SHORT PROBLEM »
Consider the data that follows and state how many lines contain the string "React", using the number alone.

MATERIAL »
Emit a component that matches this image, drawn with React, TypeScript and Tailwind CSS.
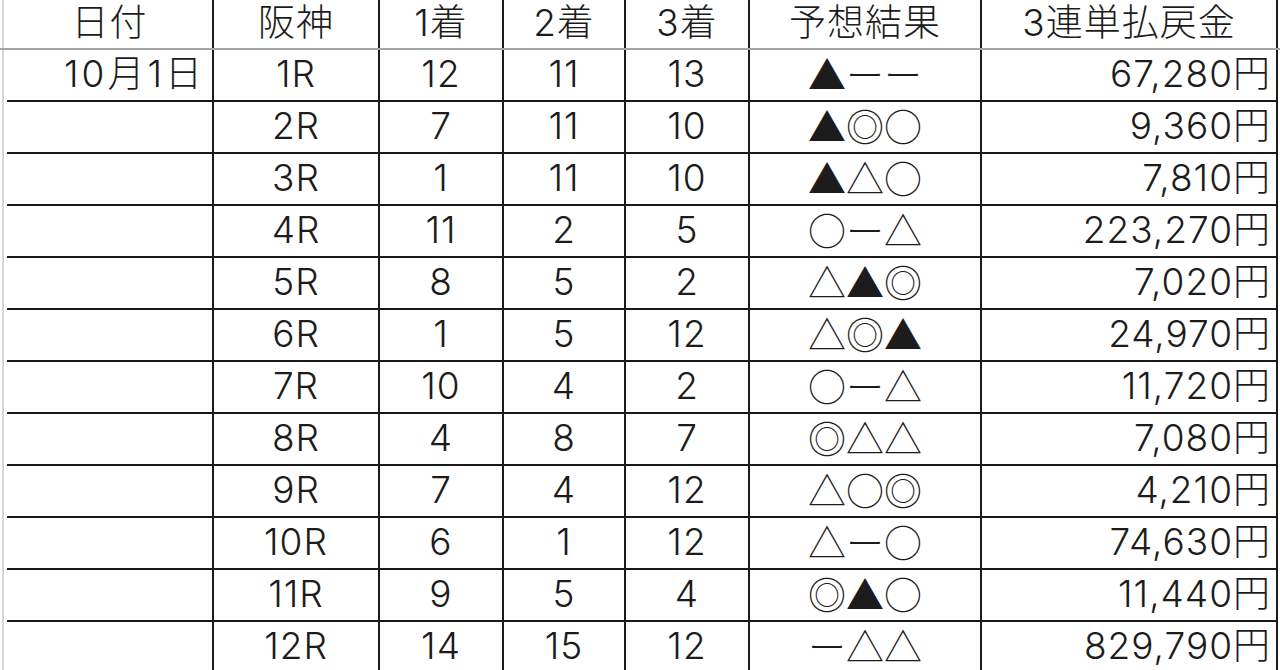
import React from "react";

const cols = [
  "w-[207px]",
  "w-[166px]",
  "w-[124px]",
  "w-[122px]",
  "w-[124px]",
  "w-[232px]",
  "w-[296px]",
];

const headers = ["日付", "阪神", "1着", "2着", "3着", "予想結果", "3連単払戻金"];

const rows: string[][] = [
  ["10月1日", "1R", "12", "11", "13", "▲ーー", "67,280円"],
  ["", "2R", "7", "11", "10", "▲◎○", "9,360円"],
  ["", "3R", "1", "11", "10", "▲△○", "7,810円"],
  ["", "4R", "11", "2", "5", "○ー△", "223,270円"],
  ["", "5R", "8", "5", "2", "△▲◎", "7,020円"],
  ["", "6R", "1", "5", "12", "△◎▲", "24,970円"],
  ["", "7R", "10", "4", "2", "○ー△", "11,720円"],
  ["", "8R", "4", "8", "7", "◎△△", "7,080円"],
  ["", "9R", "7", "4", "12", "△○◎", "4,210円"],
  ["", "10R", "6", "1", "12", "△ー○", "74,630円"],
  ["", "11R", "9", "5", "4", "◎▲○", "11,440円"],
  ["", "12R", "14", "15", "12", "ー△△", "829,790円"],
];

function Gutter() {
  return (
    <div className="w-[7px] shrink-0 flex">
      <div className="ml-[2px] w-[2px] bg-[#d6d6d6]" />
    </div>
  );
}

export default function App() {
  return (
    <div
      className="w-[1280px] h-[670px] overflow-hidden bg-white text-[#1c1c1c] text-[37px] tracking-[1px] font-light leading-none"
      style={{ fontFamily: '"Inter", "Noto Sans CJK JP", sans-serif' }}
    >
      {/* header */}
      <div className="flex h-[48px]">
        <Gutter />
        {headers.map((h, i) => (
          <div
            key={i}
            className={`${cols[i]} shrink-0 border-r-2 border-[#1a1a1a] flex items-center justify-center pb-[3px]`}
          >
            {h}
          </div>
        ))}
      </div>
      <div className="h-[2px] bg-[#a3a3a3]" />

      {/* rows */}
      {rows.map((r, ri) => (
        <div key={ri} className="flex h-[52px]">
          <Gutter />
          <div className="flex border-b-2 border-[#1a1a1a]">
            {r.map((c, ci) => {
              let align = "justify-center";
              if (ci === 0) align = "justify-end pr-[7px] tracking-[3px]";
              if (ci === 6) align = "justify-end pr-[5px]";
              return (
                <div
                  key={ci}
                  className={`${cols[ci]} shrink-0 border-r-2 border-[#1a1a1a] flex items-center ${align} pb-[4px]`}
                >
                  {ci === 5 ? (
                    <span
                      className="text-[38px] tracking-normal"
                      style={{ fontFamily: '"Noto Sans CJK JP", sans-serif' }}
                    >
                      {c}
                    </span>
                  ) : (
                    c
                  )}
                </div>
              );
            })}
          </div>
        </div>
      ))}
    </div>
  );
}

EXERCISE ANSWER »
2